• Exercise prompt
Set the lines down again exactly, first line through the line that contains "import React from", with no pictures.

• Collection entries

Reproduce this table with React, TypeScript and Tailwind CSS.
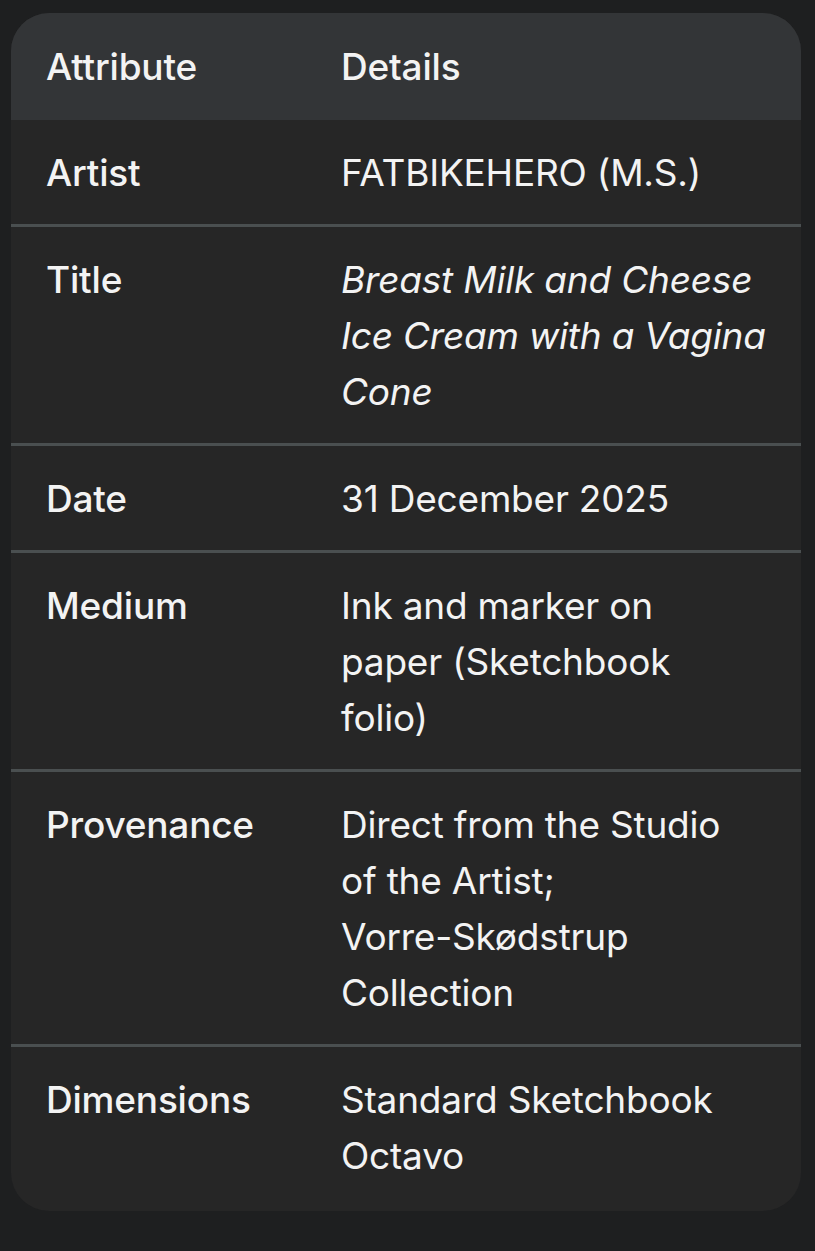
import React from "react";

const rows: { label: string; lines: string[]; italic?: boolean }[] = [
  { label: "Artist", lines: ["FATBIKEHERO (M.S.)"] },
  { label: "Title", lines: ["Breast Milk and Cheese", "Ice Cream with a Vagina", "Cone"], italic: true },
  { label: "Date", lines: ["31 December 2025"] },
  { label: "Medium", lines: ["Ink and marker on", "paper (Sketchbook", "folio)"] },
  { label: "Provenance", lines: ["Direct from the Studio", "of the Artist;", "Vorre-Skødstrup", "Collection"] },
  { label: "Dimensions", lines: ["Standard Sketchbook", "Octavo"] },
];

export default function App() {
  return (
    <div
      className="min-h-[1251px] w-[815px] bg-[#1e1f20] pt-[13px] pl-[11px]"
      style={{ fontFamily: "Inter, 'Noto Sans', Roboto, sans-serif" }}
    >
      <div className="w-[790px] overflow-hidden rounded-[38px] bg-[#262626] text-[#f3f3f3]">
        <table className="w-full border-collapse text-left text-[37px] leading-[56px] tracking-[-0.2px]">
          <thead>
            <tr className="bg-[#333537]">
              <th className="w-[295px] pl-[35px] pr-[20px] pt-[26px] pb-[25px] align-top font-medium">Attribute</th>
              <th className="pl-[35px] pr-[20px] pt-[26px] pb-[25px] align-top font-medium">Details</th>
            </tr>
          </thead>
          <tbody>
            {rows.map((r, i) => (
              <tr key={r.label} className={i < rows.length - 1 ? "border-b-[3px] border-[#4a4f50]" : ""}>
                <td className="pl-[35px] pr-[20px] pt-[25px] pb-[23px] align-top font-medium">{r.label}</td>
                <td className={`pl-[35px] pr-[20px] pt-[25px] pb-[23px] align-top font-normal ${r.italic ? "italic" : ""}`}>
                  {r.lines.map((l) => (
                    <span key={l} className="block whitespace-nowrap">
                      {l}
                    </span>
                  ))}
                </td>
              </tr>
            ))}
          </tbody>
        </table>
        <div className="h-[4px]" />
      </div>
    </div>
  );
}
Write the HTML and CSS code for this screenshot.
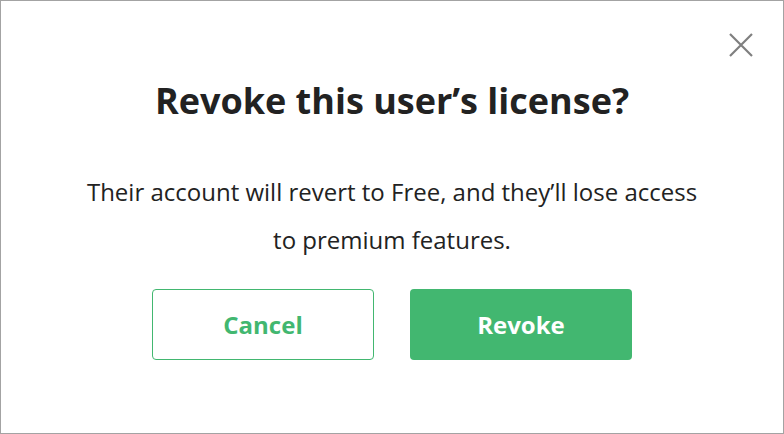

• Expected answer
Reproduce this table with React, TypeScript and Tailwind CSS.
import React from "react";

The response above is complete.